Summary Judgment Considerations
The court found Stewart's motion for summary judgment to be moot due to the dismissal of his underlying complaint. Even if the motion were not moot, the court indicated it would have been denied because of the presence of genuine disputes of material fact. Specifically, Stewart needed to prove that Santander was a debt collector under the FDCPA to succeed in his claims, a requirement that was not satisfied based on the existing allegations. Furthermore, the court noted that there were factual disagreements regarding whether Stewart was indeed in default when the loan was serviced by Santander, which required resolution through trial rather than summary judgment. This aspect of the ruling reinforced the principle that summary judgment is only appropriate when there is no genuine issue of material fact in dispute, emphasizing the need for a full examination of the facts in contested cases.
Alternative Service on Renaissance
The court granted Stewart's request for alternative service on Renaissance Recovery Solutions, recognizing the difficulties he faced in serving the defendant by traditional means.

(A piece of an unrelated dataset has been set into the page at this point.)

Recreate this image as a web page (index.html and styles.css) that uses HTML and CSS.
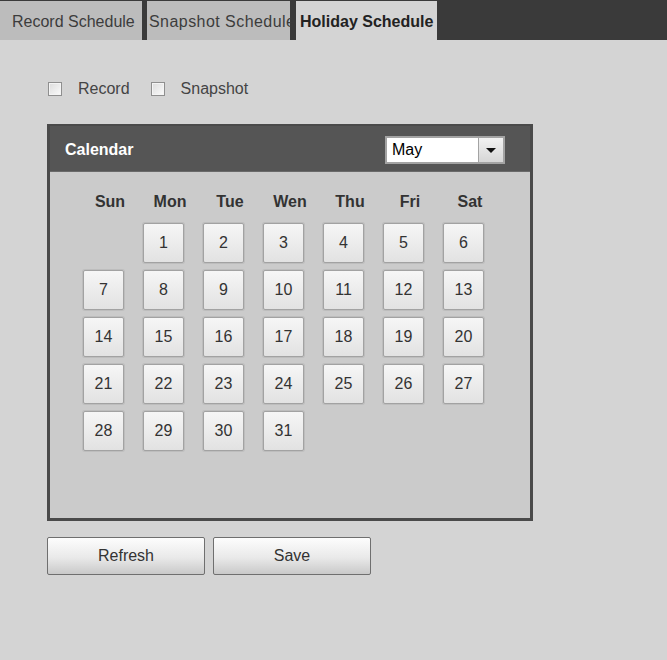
FILE: index.html
```html
<!DOCTYPE html>
<html lang="en">
<head>
    <meta charset="UTF-8">
    <title>Holiday Schedule</title>
    <link rel="stylesheet" href="styles.css">
</head>
<body>

    <!-- Tabs -->
    <div class="tabbar">
        <div class="tab tab-record">Record Schedule</div>
        <div class="tab tab-snapshot">Snapshot Schedule</div>
        <div class="tab tab-holiday active">Holiday Schedule</div>
    </div>

    <div class="content">
        <!-- Record / Snapshot options -->
        <div class="options">
            <label class="check"><span class="box"></span>Record</label>
            <label class="check"><span class="box"></span>Snapshot</label>
        </div>

        <!-- Calendar -->
        <div class="calendar">
            <div class="calendar-head">
                <span class="calendar-title">Calendar</span>
                <div class="month-select">
                    <span class="month-value">May</span>
                    <span class="month-arrow"></span>
                </div>
            </div>
            <div class="calendar-body">
                <div class="weekdays">
                    <span>Sun</span><span>Mon</span><span>Tue</span><span>Wen</span><span>Thu</span><span>Fri</span><span>Sat</span>
                </div>
                <div class="days">
                    <span></span>
                    <button class="day">1</button>
                    <button class="day">2</button>
                    <button class="day">3</button>
                    <button class="day">4</button>
                    <button class="day">5</button>
                    <button class="day">6</button>
                    <button class="day">7</button>
                    <button class="day">8</button>
                    <button class="day">9</button>
                    <button class="day">10</button>
                    <button class="day">11</button>
                    <button class="day">12</button>
                    <button class="day">13</button>
                    <button class="day">14</button>
                    <button class="day">15</button>
                    <button class="day">16</button>
                    <button class="day">17</button>
                    <button class="day">18</button>
                    <button class="day">19</button>
                    <button class="day">20</button>
                    <button class="day">21</button>
                    <button class="day">22</button>
                    <button class="day">23</button>
                    <button class="day">24</button>
                    <button class="day">25</button>
                    <button class="day">26</button>
                    <button class="day">27</button>
                    <button class="day">28</button>
                    <button class="day">29</button>
                    <button class="day">30</button>
                    <button class="day">31</button>
                </div>
            </div>
        </div>

        <!-- Actions -->
        <div class="actions">
            <button class="btn">Refresh</button>
            <button class="btn">Save</button>
        </div>
    </div>

</body>
</html>
```

FILE: styles.css
```css
/* General Reset */
* {
    margin: 0;
    padding: 0;
    box-sizing: border-box;
}

body {
    font-family: 'Liberation Sans', Arial, sans-serif;
    font-size: 16px;
    color: #333;
    background-color: #d4d4d4;
    width: 667px;
    height: 660px;
    overflow: hidden;
}

/* Tabs */
.tabbar {
    display: flex;
    height: 40px;
    padding-top: 1px;
    background-color: #3a3a3a;
}

.tab {
    height: 39px;
    line-height: 41px;
    background-color: #bcbcbc;
    color: #3c3c3c;
    white-space: nowrap;
}

.tab-record {
    width: 142px;
    padding-left: 12px;
    margin-right: 5px;
}

.tab-snapshot {
    width: 143px;
    padding-left: 2px;
    margin-right: 6px;
    letter-spacing: 0.45px;
}

.tab-holiday {
    width: 141px;
    padding-left: 4px;
}

.tab.active {
    background-color: #d4d4d4;
    color: #222;
    font-weight: bold;
}

/* Content */
.content {
    padding: 39px 0 0 47px;
}

.options {
    display: flex;
    align-items: center;
    height: 20px;
}

.check {
    display: flex;
    align-items: center;
    margin-right: 20px;
    color: #444;
}

.box {
    width: 14px;
    height: 14px;
    margin-left: 1px;
    margin-right: 16px;
    border: 1px solid #8f8f8f;
    background: linear-gradient(135deg, #dcdcdc, #fbfbfb);
    box-shadow: inset 0 0 0 1px #f4f4f4;
}

/* Calendar */
.calendar {
    width: 486px;
    height: 397px;
    margin-top: 25px;
    border: 3px solid #4a4a4a;
    border-top-width: 2px;
    background-color: #cbcbcb;
}

.calendar-head {
    display: flex;
    justify-content: space-between;
    align-items: center;
    height: 46px;
    padding: 2px 25px 0 15px;
    background-color: #555;
    border-bottom: 1px solid #6a6a6a;
}

.calendar-title {
    color: #fff;
    font-weight: bold;
}

.month-select {
    display: flex;
    width: 120px;
    height: 28px;
    border: 2px solid #a3a3a3;
    background-color: #fff;
}

.month-value {
    flex: 1;
    padding-left: 5px;
    line-height: 24px;
    color: #000;
    border-right: 1px solid #a3a3a3;
}

.month-arrow {
    width: 24px;
    position: relative;
    background: linear-gradient(#f2f2f2, #d6d6d6);
}

.month-arrow::after {
    content: '';
    position: absolute;
    left: 7px;
    top: 10px;
    border-left: 5px solid transparent;
    border-right: 5px solid transparent;
    border-top: 5px solid #111;
}

.calendar-body {
    padding: 18px 0 0 30px;
}

.weekdays,
.days {
    display: grid;
    grid-template-columns: repeat(7, 60px);
}

.weekdays span {
    text-align: center;
    line-height: 24px;
    font-weight: bold;
    color: #333;
}

.days {
    margin-top: 9px;
    row-gap: 7px;
}

.day {
    width: 41px;
    height: 40px;
    margin-left: 3px;
    font-family: inherit;
    font-size: 16px;
    color: #333;
    border: 1px solid #a2a2a2;
    border-radius: 2px;
    background: linear-gradient(#f6f6f6, #e2e2e2);
    box-shadow: 0 0 0 1px #bdbdbd;
    cursor: pointer;
}

/* Actions */
.actions {
    display: flex;
    gap: 8px;
    margin-top: 16px;
}

.btn {
    width: 158px;
    height: 38px;
    font-family: inherit;
    font-size: 16px;
    color: #333;
    border: 1px solid #6f6f6f;
    border-radius: 2px;
    background: linear-gradient(#fdfdfd, #e9e9e9 55%, #c9c9c9);
    cursor: pointer;
}
```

Although Stewart did not provide the necessary affidavit to demonstrate unsuccessful attempts at service by certified mail as required by the Federal Rules, the record indicated that the U.S. Marshal had returned the summons unexecuted. The court's decision to allow alternative service was aimed at ensuring that Stewart could pursue his claims without being hindered by procedural barriers. This ruling highlighted the court's flexibility in addressing service of process issues, especially when a defendant appears evasive or unresponsive to traditional service methods, thereby facilitating access to justice for the plaintiff.